Gattorna also believes businesses have misunderstood the role of collaboration.

“We still have this view in Australia and elsewhere that collaboration will fix everything,” he says.

“As we move from ‘lean’ manufacturing to ‘lean’ supply chains, people need to choose those partners with which they really want a long-term mutually beneficial relationship.

For the rest of your customers, you simply use another formula.”

According to Arshiya International president and panellist Paul Bradley, collaboration means admitting there are ways to improve your business beyond what you can do yourself.

“Organisations need to build relationships the Asian way, with trust, shared visions and even with competitors,” he says.

“They then need to set up rules of engagement, which is always done at the top.” Bradley argues smart businesses use technology to keep control.

“You use your ideas and human talent to drive the competitive advantage,” he says.

“If you have the courage, there are ways you can collaborate that are of mutual benefit on fixed assets and fixed structure.”

By way of example, Bradley points to his Indian-based company Arshiya, which is building free trade warehousing zone parks which will be open to both customers and competitors to enable aggregation.

“Instead of competing, imagine smaller, mid-sized warehouses leasing space out to retail competitors,” he enthuses.

“Being neutral, Arshiya will put in its own, fully owned IT system and people to manage the warehouse and protect confidentiality.”

“The warehouses, which are currently losing money due to excess capacity, will gain the business we bring in for them. It’s collaboration. It’s a win-win model.”

“The question is,” Bradley adds, “do we want a fixed logistics structure for moving products between A and B, and holding information within, or do we want to build dynamic supply chain models that can shift and adapt continuously as the market changes?”

“As cost of capital changes, as labour changes, as currency fluctuates we increasingly need dynamic supply chain models with full, transparent control of product.”

“It’s not theory; but it’s done by companies that collaborate.”

Clearly, as Anthony Pitt points out, the export earnings and subsequent benefits to the Australian economy are at stake.

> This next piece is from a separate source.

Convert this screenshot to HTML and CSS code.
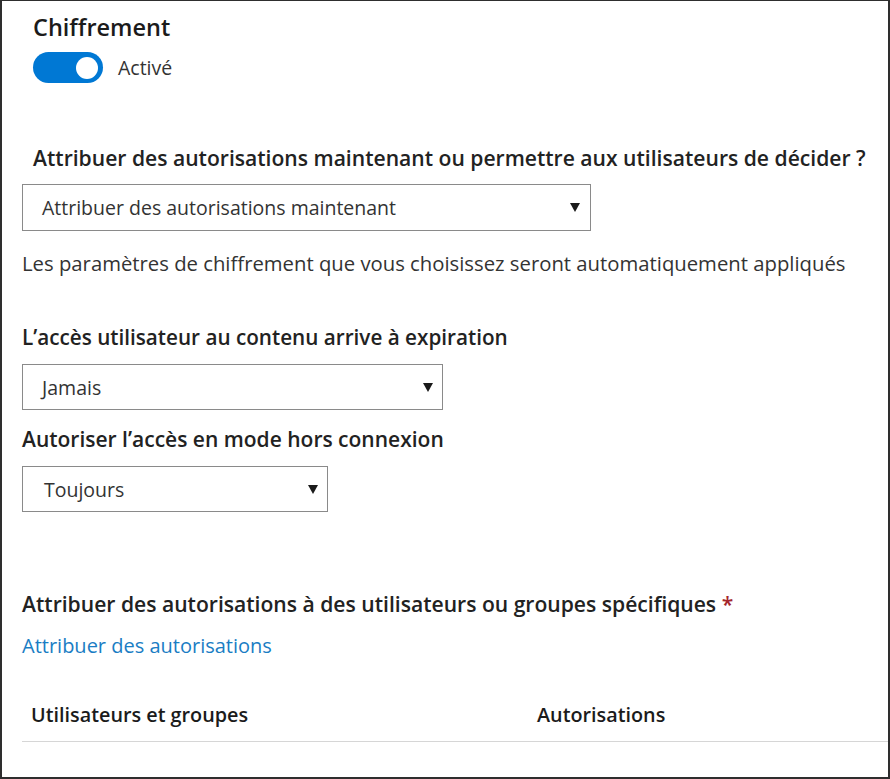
FILE: index.html
```html
<!DOCTYPE html>
<html lang="fr">
<head>
<meta charset="utf-8">
<title>Chiffrement</title>
<link rel="stylesheet" href="styles.css">
</head>
<body>
<div class="frame">
  <div class="header">
    <h1 class="title">Chiffrement</h1>
    <div class="toggle-row">
      <span class="toggle"><span class="knob"></span></span>
      <span class="toggle-label">Activé</span>
    </div>
    <div class="label q">Attribuer des autorisations maintenant ou permettre aux utilisateurs de décider ?</div>
  </div>
  <div class="select sel1"><span class="select-text">Attribuer des autorisations maintenant</span><span class="caret"></span></div>
  <div class="desc">Les paramètres de chiffrement que vous choisissez seront automatiquement appliqués</div>
  <div class="label l2">L’accès utilisateur au contenu arrive à expiration</div>
  <div class="select sel2"><span class="select-text">Jamais</span><span class="caret"></span></div>
  <div class="label l3">Autoriser l’accès en mode hors connexion</div>
  <div class="select sel3"><span class="select-text">Toujours</span><span class="caret"></span></div>
  <div class="label l4">Attribuer des autorisations à des utilisateurs ou groupes spécifiques <span class="req">*</span></div>
  <a class="link" href="#">Attribuer des autorisations</a>
  <div class="table-head">
    <span class="col1">Utilisateurs et groupes</span>
    <span class="col2">Autorisations</span>
  </div>
</div>
</body>
</html>
```

FILE: styles.css
```css
* { box-sizing: border-box; }
html, body { margin: 0; padding: 0; background: #fff; }
body { font-family: "Open Sans", "Noto Sans", "Liberation Sans", sans-serif; color: #323130; }

.frame {
  width: 890px;
  height: 779px;
  border: 2px solid #2e2e2e;
  border-top-width: 1px;
  padding: 0 0 0 20px;
  overflow: hidden;
}

.header { padding-left: 11px; }

.title {
  margin: 11px 0 0;
  font-size: 23.5px;
  line-height: 30px;
  font-weight: 600;
  color: #1b1b1b;
}

.toggle-row {
  display: flex;
  align-items: center;
  gap: 15px;
  margin-top: 10px;
  height: 31px;
}
.toggle {
  width: 70px;
  height: 31px;
  border-radius: 16px;
  background: #0078d4;
  display: flex;
  align-items: center;
  justify-content: flex-end;
  padding-right: 5px;
}
.knob {
  width: 22px;
  height: 22px;
  border-radius: 50%;
  background: #fff;
}
.toggle-label { font-size: 19.5px; color: #333; }

.label {
  font-size: 21px;
  line-height: 26px;
  font-weight: 600;
  color: #222;
}
.q { margin-top: 62px; font-size: 21.1px; }

.select {
  display: flex;
  align-items: center;
  justify-content: space-between;
  border: 1px solid #8a8a8a;
  font-size: 19.5px;
  color: #333;
}
.select-text { padding-left: 19px; }
.caret {
  width: 0;
  height: 0;
  border-left: 5px solid transparent;
  border-right: 5px solid transparent;
  border-top: 9px solid #1a1a1a;
}
.sel1 { width: 569px; height: 47px; margin-top: 13px; padding-right: 10px; }
.sel2 { width: 421px; height: 46px; margin-top: 14px; padding-right: 9px; }
.sel3 { width: 306px; height: 46px; margin-top: 14px; padding-right: 9px; }
.sel3 .select-text { padding-left: 21px; }

.desc {
  margin-top: 20px;
  font-size: 20.3px;
  line-height: 24px;
  color: #333;
}

.l2 { margin-top: 49px; font-size: 20.7px; }
.l3 { margin-top: 16px; }
.l4 { margin-top: 79px; font-size: 21.1px; }
.req { color: #a4262c; }

.link {
  display: block;
  margin-top: 17px;
  font-size: 20px;
  line-height: 24px;
  color: #1a7dc4;
  text-decoration: none;
}

.table-head {
  display: grid;
  grid-template-columns: 506px 1fr;
  margin-top: 44px;
  padding: 0 0 13px 9px;
  border-bottom: 1px solid #d6d6d6;
  font-size: 19.8px;
  line-height: 26px;
  font-weight: 600;
  color: #1b1b1b;
}
```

In terms of the coal chain, this amounts to a projected 50 per cent growth in export volumes over the next five years.

The predicament also rings true for other industries.

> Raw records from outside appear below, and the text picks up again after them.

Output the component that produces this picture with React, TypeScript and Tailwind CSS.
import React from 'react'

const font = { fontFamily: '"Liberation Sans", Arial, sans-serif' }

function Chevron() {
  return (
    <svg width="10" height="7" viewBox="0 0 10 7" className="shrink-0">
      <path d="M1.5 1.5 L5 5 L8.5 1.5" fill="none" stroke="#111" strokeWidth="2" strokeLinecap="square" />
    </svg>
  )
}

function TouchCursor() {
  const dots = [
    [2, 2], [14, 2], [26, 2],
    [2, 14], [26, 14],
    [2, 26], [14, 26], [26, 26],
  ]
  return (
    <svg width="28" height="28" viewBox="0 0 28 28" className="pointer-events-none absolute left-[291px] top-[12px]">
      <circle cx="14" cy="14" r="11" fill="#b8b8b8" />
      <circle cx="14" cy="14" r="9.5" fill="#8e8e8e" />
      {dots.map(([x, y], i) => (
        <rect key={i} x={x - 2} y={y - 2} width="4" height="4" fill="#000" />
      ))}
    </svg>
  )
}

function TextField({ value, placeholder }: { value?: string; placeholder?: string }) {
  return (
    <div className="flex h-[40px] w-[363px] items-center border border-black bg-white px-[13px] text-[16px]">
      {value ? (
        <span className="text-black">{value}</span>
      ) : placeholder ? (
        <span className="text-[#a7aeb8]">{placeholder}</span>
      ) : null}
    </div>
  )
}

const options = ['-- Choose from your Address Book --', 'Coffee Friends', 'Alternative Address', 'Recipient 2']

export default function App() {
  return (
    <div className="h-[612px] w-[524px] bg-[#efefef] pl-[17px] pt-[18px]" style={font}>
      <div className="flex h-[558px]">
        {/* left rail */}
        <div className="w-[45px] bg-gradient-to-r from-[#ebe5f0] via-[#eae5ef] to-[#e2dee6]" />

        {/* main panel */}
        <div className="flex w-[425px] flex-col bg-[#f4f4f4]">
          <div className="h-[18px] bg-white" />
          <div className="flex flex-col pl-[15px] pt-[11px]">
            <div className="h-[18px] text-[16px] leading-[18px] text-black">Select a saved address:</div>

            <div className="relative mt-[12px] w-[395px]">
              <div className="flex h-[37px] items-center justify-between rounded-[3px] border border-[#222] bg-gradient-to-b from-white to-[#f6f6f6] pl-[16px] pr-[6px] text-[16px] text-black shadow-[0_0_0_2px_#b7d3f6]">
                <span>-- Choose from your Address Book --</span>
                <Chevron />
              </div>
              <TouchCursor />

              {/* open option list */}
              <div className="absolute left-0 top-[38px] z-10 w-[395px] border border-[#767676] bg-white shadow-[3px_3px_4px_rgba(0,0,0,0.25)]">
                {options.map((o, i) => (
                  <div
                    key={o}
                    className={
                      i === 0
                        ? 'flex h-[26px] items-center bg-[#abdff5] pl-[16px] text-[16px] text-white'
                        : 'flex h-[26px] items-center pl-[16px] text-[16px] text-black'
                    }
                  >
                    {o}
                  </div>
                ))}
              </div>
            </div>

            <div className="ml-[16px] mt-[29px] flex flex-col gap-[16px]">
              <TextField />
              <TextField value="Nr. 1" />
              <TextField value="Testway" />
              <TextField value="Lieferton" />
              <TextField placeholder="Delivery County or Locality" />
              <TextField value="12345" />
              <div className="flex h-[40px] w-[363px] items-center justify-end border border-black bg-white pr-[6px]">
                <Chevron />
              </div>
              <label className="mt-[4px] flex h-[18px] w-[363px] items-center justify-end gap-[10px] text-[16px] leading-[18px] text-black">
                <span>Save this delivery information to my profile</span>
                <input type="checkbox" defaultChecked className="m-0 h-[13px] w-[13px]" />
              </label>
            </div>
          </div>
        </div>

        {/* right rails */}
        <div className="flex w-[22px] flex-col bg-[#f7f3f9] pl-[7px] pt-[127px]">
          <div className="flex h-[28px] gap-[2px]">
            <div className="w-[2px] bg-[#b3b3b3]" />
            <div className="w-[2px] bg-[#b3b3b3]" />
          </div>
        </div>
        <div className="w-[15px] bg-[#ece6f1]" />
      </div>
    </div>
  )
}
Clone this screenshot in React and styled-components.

“The new mantra for Australian business should be ‘to compete in the market, but co-operate in the supply chain’,” John Gattorna says.

“Once we psychologically step across the line to that stage of development we’ll very quickly rise in world standings.”

Held at the Sofitel Hotel in Werribee, Victoria, the 2008 Supply Chain Business Forum was hosted jointly by the Institute for Logistics and Supply Chain Management at Victoria University, Melbourne, and Macquarie Graduate School of Management, Sydney.

The next Forum is scheduled for February, 2010 in the Hunter Valley.